A Espanha é o exemplo mais emblemático. Se o penúltimo jogo antes da Copa de 2002 será contra a Catalunha, antes do Mundial de 98 o adversário foi o Athletic Bilbao, maior equipe do País Basco, região espanhola que também busca autonomia.
Logo depois de empatar com o time basco, o Brasil enfrentou Andorra, principado encravado entre Espanha e França e controlado por esses dois países até 93, quando obteve sua independência.
Ainda em terras espanholas, o Brasil reforçou sentimentos contrários a Madri num amistoso contra o Valencia em 1995. Embora não com a mesma força de Catalunha, País Basco e Galícia, a região tem dialeto próprio e pleiteia sua autonomia.
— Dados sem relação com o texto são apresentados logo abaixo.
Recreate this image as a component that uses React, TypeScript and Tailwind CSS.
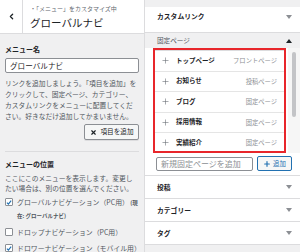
import { ChevronLeft, Plus, X } from "lucide-react";

const font = { fontFamily: '"Noto Sans CJK JP", "Noto Sans", sans-serif' };

const pages = [
  { title: "トップページ", kind: "フロントページ" },
  { title: "お知らせ", kind: "投稿ページ" },
  { title: "ブログ", kind: "固定ページ" },
  { title: "採用情報", kind: "固定ページ" },
  { title: "実績紹介", kind: "固定ページ" },
];

function Caret({ up = false }: { up?: boolean }) {
  return (
    <svg width="6" height="4" viewBox="0 0 6 4" className="shrink-0">
      {up ? <path d="M0 4 L3 0 L6 4 Z" fill="#1d2327" /> : <path d="M0 0 L6 0 L3 4 Z" fill="#8c8f94" />}
    </svg>
  );
}

function Checkbox({ checked }: { checked: boolean }) {
  return (
    <span className="mt-[2px] flex h-[8px] w-[8px] shrink-0 items-center justify-center rounded-[1px] border border-[#8c8f94] bg-white">
      {checked && (
        <svg width="7" height="7" viewBox="0 0 10 10">
          <path d="M1.5 5.2 L4 7.6 L8.6 2" fill="none" stroke="#2271b1" strokeWidth="2" />
        </svg>
      )}
    </span>
  );
}

function MenuPanel() {
  return (
    <div className="flex h-full w-[145px] shrink-0 flex-col border-r border-[#dcdcde] bg-[#f0f0f1]">
      <div className="flex h-[34px] shrink-0 border-b border-[#dcdcde] bg-white">
        <div className="flex w-[23px] items-center justify-center border-r border-[#dcdcde]">
          <ChevronLeft size={9} strokeWidth={3.5} color="#1d2327" />
        </div>
        <div className="flex flex-col pl-[7px] pt-[5px]">
          <span className="text-[6px] leading-[8px] text-[#646970]">・「メニュー」をカスタマイズ中</span>
          <span className="mt-[3px] text-[10.5px] leading-[13px] text-[#1d2327]">グローバルナビ</span>
        </div>
      </div>

      <div className="flex flex-col px-[5px]">
        <span className="mt-[10px] text-[7px] font-bold leading-[10px] text-[#1d2327]">メニュー名</span>
        <div className="mt-[4px] flex h-[15px] items-center rounded-[2px] border border-[#8c8f94] bg-white px-[4px] text-[7.6px] text-[#1d2327]">
          グローバルナビ
        </div>
        <p className="mt-[5px] text-[6.75px] leading-[11px] text-[#50575e]">
          リンクを追加しましょう。「項目を追加」をクリックして、固定ページ、カテゴリー、カスタムリンクをメニューに配置してください。好きなだけ追加してかまいません。
        </p>
        <div className="mt-[2px] flex justify-end">
          <div className="flex h-[16px] w-[55px] items-center justify-center gap-[4px] rounded-[2px] border border-[#8c8f94] bg-[#f6f7f7] shadow-[0_1px_0_#dcdcde]">
            <X size={7} strokeWidth={4} color="#1d2327" />
            <span className="text-[6.6px] text-[#1d2327]">項目を追加</span>
          </div>
        </div>
        <div className="mt-[11px] h-px bg-[#dcdcde]" />
        <span className="mt-[7px] text-[7px] font-bold leading-[10px] text-[#1d2327]">メニューの位置</span>
        <p className="mt-[4px] text-[6.75px] leading-[10px] text-[#50575e]">
          ここにこのメニューを表示します。変更したい場合は、別の位置を選んでください。
        </p>
        <div className="mt-[3px] flex flex-col gap-[4px]">
          <label className="flex gap-[4px]">
            <Checkbox checked />
            <span className="text-[6.9px] leading-[12px] text-[#50575e]">
              グローバルナビゲーション（PC用）
              <span className="text-[5.5px] font-bold leading-[12px]"> (現在: グローバルナビ)</span>
            </span>
          </label>
          <label className="flex gap-[4px]">
            <Checkbox checked={false} />
            <span className="text-[6.9px] leading-[12px] text-[#50575e]">ドロップナビゲーション（PC用）</span>
          </label>
          <label className="flex gap-[4px]">
            <Checkbox checked />
            <span className="text-[6.9px] leading-[12px] text-[#50575e]">ドロワーナビゲーション（モバイル用）</span>
          </label>
        </div>
      </div>
    </div>
  );
}

function SectionRow({ label }: { label: string }) {
  return (
    <div className="flex h-[23px] items-center justify-between border-b border-[#dcdcde] bg-white pl-[12px] pr-[8px]">
      <span className="text-[6.8px] font-bold text-[#1d2327]">{label}</span>
      <Caret />
    </div>
  );
}

function ItemsPanel() {
  return (
    <div className="flex h-full flex-1 flex-col bg-[#f0f0f1] pt-[7px]">
      <div className="flex h-[26px] items-center justify-between border-b border-[#dcdcde] bg-white pb-[6px] pl-[12px] pr-[8px]">
        <span className="text-[6.8px] font-bold text-[#1d2327]">カスタムリンク</span>
        <Caret />
      </div>
      <div className="flex h-[15px] items-center justify-between pl-[12px] pr-[8px]">
        <span className="text-[6.6px] text-[#50575e]">固定ページ</span>
        <Caret up />
      </div>
      <div className="flex flex-col border-b border-[#dcdcde] bg-white pb-[4px]">
        <div className="flex">
          <div className="ml-[8px] h-[105px] w-[133px] overflow-hidden border-2 border-[#e8262b] bg-white">
            <div className="flex flex-col border-t border-[#dcdcde]">
              {pages.map((p) => (
                <div key={p.title} className="flex h-[20.5px] shrink-0 items-center border-b border-[#e5e5e5] pl-[6px] pr-[7px]">
                  <Plus size={9} strokeWidth={1.5} color="#646970" />
                  <span className="ml-[6px] text-[6.5px] font-bold text-[#1d2327]">{p.title}</span>
                  <span className="ml-auto text-[6.3px] text-[#8c8f94]">{p.kind}</span>
                </div>
              ))}
            </div>
          </div>
          <div className="ml-[2px] flex w-[12px] justify-center bg-[#f6f6f6]">
            <div className="mt-[4px] h-[65px] w-[4px] rounded-full bg-[#c3c4c7]" />
          </div>
        </div>
        <div className="mt-[3px] flex items-center gap-[4px] pl-[11px]">
          <div className="flex h-[14px] w-[97px] items-center rounded-[2px] border border-[#8c8f94] bg-white px-[4px] text-[8px] text-[#8c8f94]">
            新規固定ページを追加
          </div>
          <div className="flex h-[15px] w-[35px] items-center justify-center gap-[2px] rounded-[2px] border border-[#2271b1] bg-[#f6f7f7]">
            <Plus size={8} strokeWidth={3.5} color="#2271b1" />
            <span className="text-[6.4px] text-[#2271b1]">追加</span>
          </div>
        </div>
      </div>
      <SectionRow label="投稿" />
      <SectionRow label="カテゴリー" />
      <SectionRow label="タグ" />
    </div>
  );
}

export default function App() {
  return (
    <div className="flex h-[252px] w-[300px] overflow-hidden bg-white" style={font}>
      <MenuPanel />
      <ItemsPanel />
    </div>
  );
}
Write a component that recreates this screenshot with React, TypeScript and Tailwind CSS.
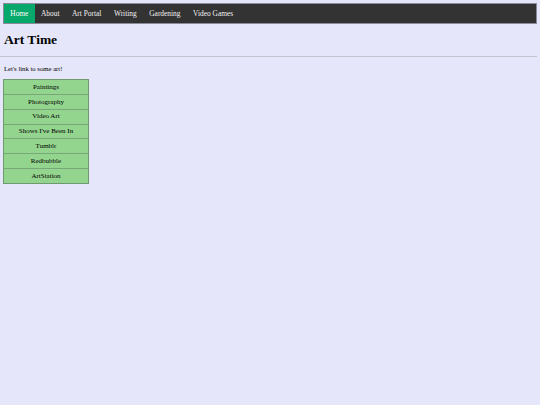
const NAV = ['Home', 'About', 'Art Portal', 'Writing', 'Gardening', 'Video Games']
const LINKS = ['Paintings', 'Photography', 'Video Art', "Shows I've Been In", 'Tumblr', 'Redbubble', 'ArtStation']

export default function App() {
  return (
    <div className="min-h-[405px] bg-[#e6e6fa] pt-[3px] font-['Liberation_Serif',serif] text-black">
      {/* top nav */}
      <nav className="mx-[3px] flex h-[21px] border border-[#8a8a9a] bg-[#333333]">
        {NAV.map((n, i) => (
          <a
            key={n}
            className={
              i === 0
                ? 'flex items-center bg-[#07a86c] px-[6.3px] text-[7.4px] text-white'
                : 'flex items-center px-[6.3px] text-[7.4px] text-[#f2f2f2]'
            }
          >
            {n}
          </a>
        ))}
      </nav>

      <h1 className="ml-[4px] mt-[7px] text-[13.5px] font-bold leading-[17px]">Art Time</h1>
      <hr className="mr-[3px] mt-[8px] border-t border-[#c4c4d0]" />
      <p className="ml-[4px] mt-[8px] text-[6.7px] leading-[8px]">Let's link to some art!</p>

      <div className="ml-[3px] mt-[6px] flex w-[86px] flex-col border border-[#6f9a6f] bg-[#93d58e]">
        {LINKS.map((l, i) => (
          <div
            key={l}
            className={
              i === 0
                ? 'flex h-[14px] items-center justify-center text-[7px]'
                : 'flex h-[14.8px] items-center justify-center border-t border-[#78a878] text-[7px]'
            }
          >
            {l}
          </div>
        ))}
      </div>
    </div>
  )
}
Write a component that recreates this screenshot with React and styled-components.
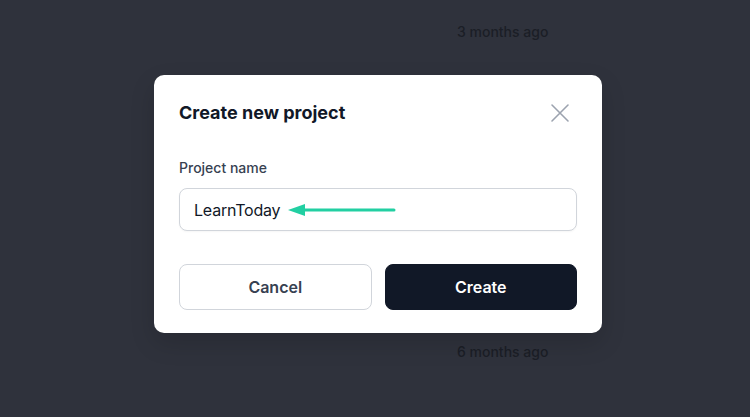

Os galegos também viram o Brasil, em 99, mas o amistoso foi contra o "poder central", a seleção da Espanha.
A seleção já protagonizou amistosos contra regiões do Leste Europeu, como Eslováquia e Bósnia, e contra as repúblicas bálticas da antiga União Soviética -todos adversários que estavam em processo de emancipação.
No caso da Catalunha, a possibilidade de separação da Espanha é quase nula, mas as conquistas cresceram gradativamente nos últimos 24 anos -quando a região ganhou o reconhecimento de autonomia especial, com identidade nacional própria, algo que só outras duas da Espanha possuem (País Basco e Galícia), apesar de outras também reivindicarem.
"Não pedimos para sair da Espanha. Desejamos competência própria em matérias como justiça e representação na União Européia e mais poderes políticos. No terreno simbólico, as nossas seleções esportivas têm uma importância fundamental. Jogar com o Brasil, uma potência do futebol, só fortalece os nossos símbolos", disse à Folha o primeiro conselheiro (espécie de primeiro-ministro) da Catalunha, Artur Mas.
Ontem, o político recepcionou, e até bateu bola, com uma pequena delegação brasileira -da qual faziam parte Ricardo Teixeira, Luiz Felipe Scolari e os jogadores Ronaldo e Emerson- no Palau de la Generalitat, sede da administração da Catalunha e voltou a ouvir a promessa de que a seleção fará sua primeira escala em Barcelona caso ganhe o pentacampeonato no Mundial Coréia/Japão.
Teixeira prometera só uma visita, mas ontem Scolari falou até num novo amistoso. Seria mais um agrado para uma região que se orgulha de falar uma língua diferente dos espanhóis de Madri.